The soul of man has been given wings, and at last he is beginning to fly. He is flying into the rainbow, into the light of hope, into the future, the glorious future that belongs to you, to me, and to all of us.
The Great Dictator was perhaps the apogee of Chaplin’s career as an auteur. The film was hotly anticipated as Chaplin’s first “talkie” and is admired today as a cinematic landmark. But the speech, despite its sentiment, broke the comic spell he had over his audience at the time. The film was a commercial success but a critical disappointment. Chaplin’s career seemed to unravel following the release of the film, which in retrospect was a watershed moment for the director.
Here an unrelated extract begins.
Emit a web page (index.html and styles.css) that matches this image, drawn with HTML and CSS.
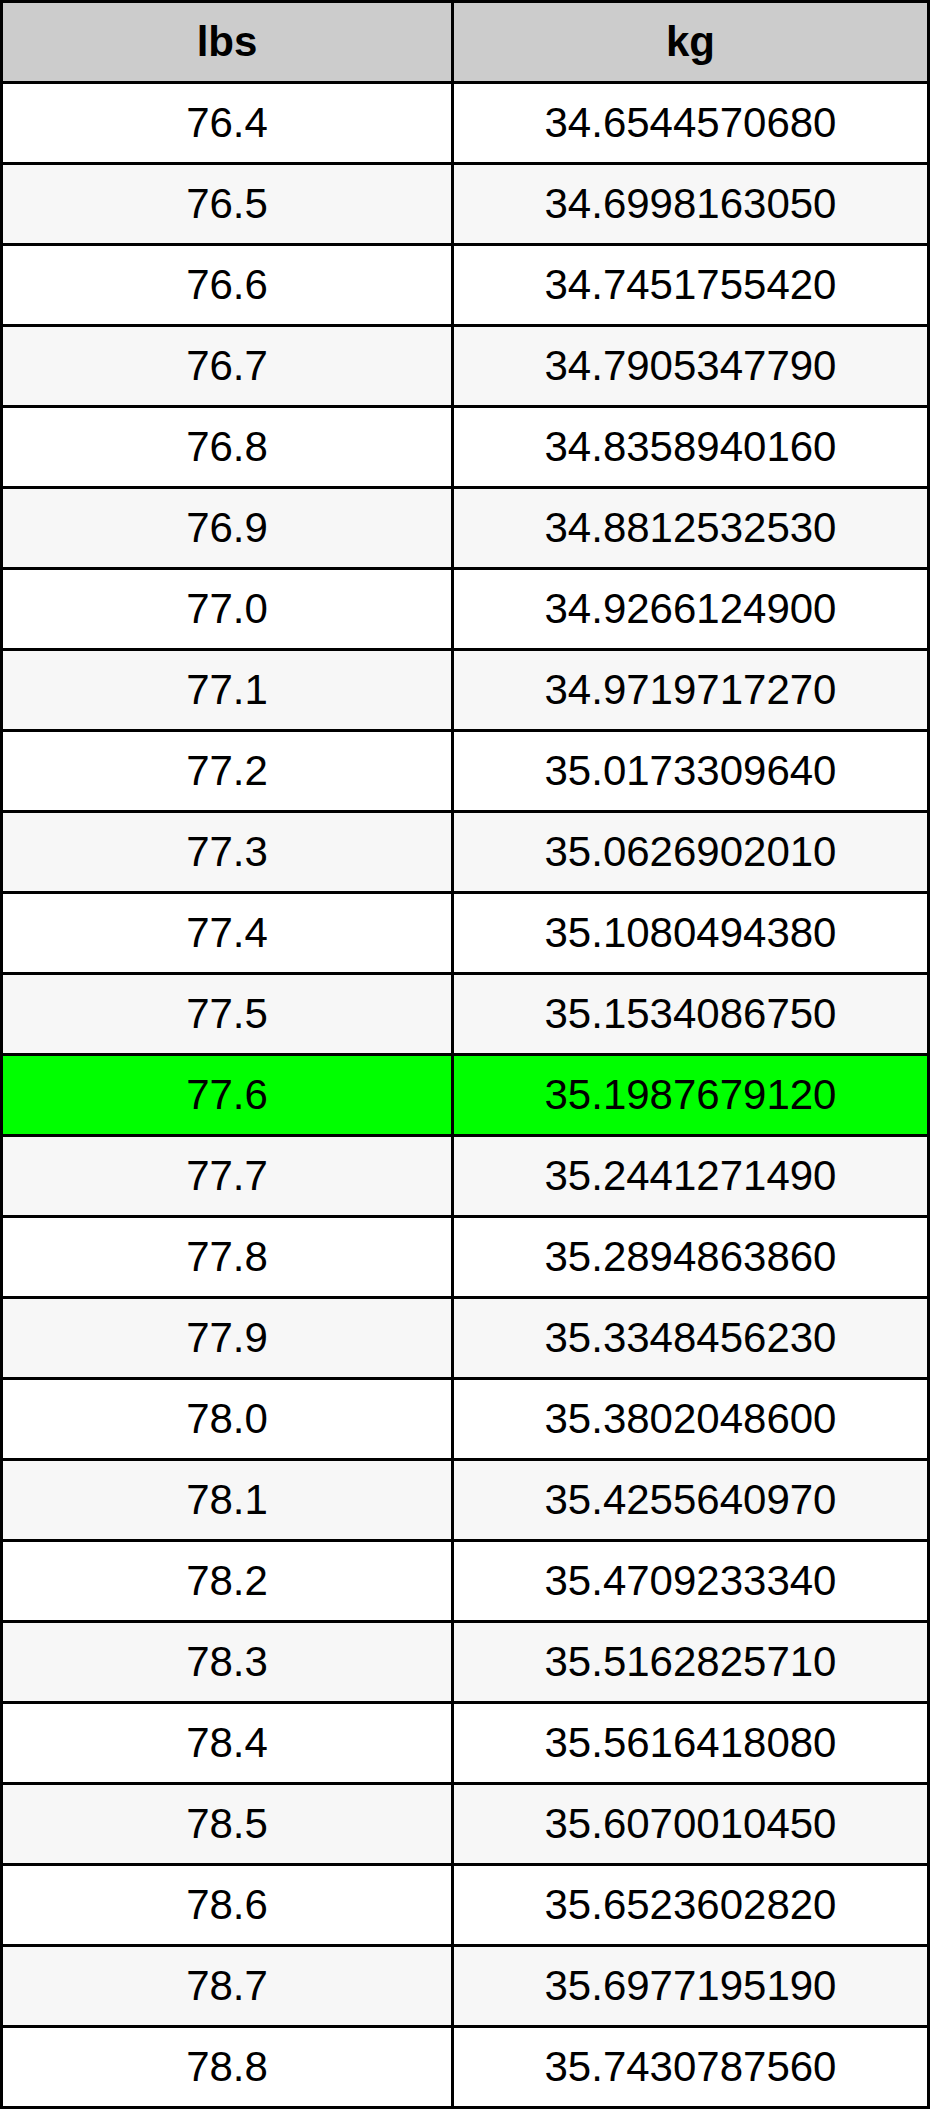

His political outspokenness, which at last found its way onto the cinema screen, garnered the suspicion of the FBI who believed him to be a communist sympathiser. His enemies’ muck-raking was an easy pay-off, Chaplin’s romantic life was notoriously stormy. A brief affair with the actress Joan Barry in the early 1940s proved to be his downfall.
The FBI named him in a number of indictments related to his affair that could have led to jail time. He was also involved in a legal wrangle over the paternity of Barry’s child, which he denied.
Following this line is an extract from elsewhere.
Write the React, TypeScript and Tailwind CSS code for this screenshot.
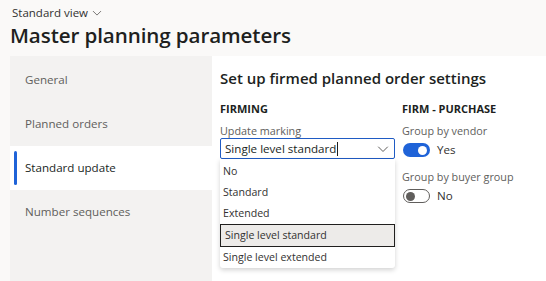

Chaplin defended himself against indictments and criticisms from the FBI and the anti-communist House Un-American Activities Committee, but the negative publicity, stoked by the actions of J. Edgar Hoover’s FBI, had irrevocably damaged his reputation.
He was eventually banned from entering the United States in 1952, a victim of the McCarthyist witchhunts. The actor settled in Switzerland with his fourth wife, Oona O’Neil (daughter of the playwright Eugene) with whom he had eight children.
Chaplin’s reputation has been restored since the 1960s. The comic is again recognised as a master of his art form, but also as a true artist who risked his career for his convictions.
His speech of hope and freedom may have burst the fantasy and fallen flat on his audience then, but his audience now knows that some things are too important to be left to politicians alone. This is a speech that will echo through the generations.
Thank you for reading. I hope you learned something new.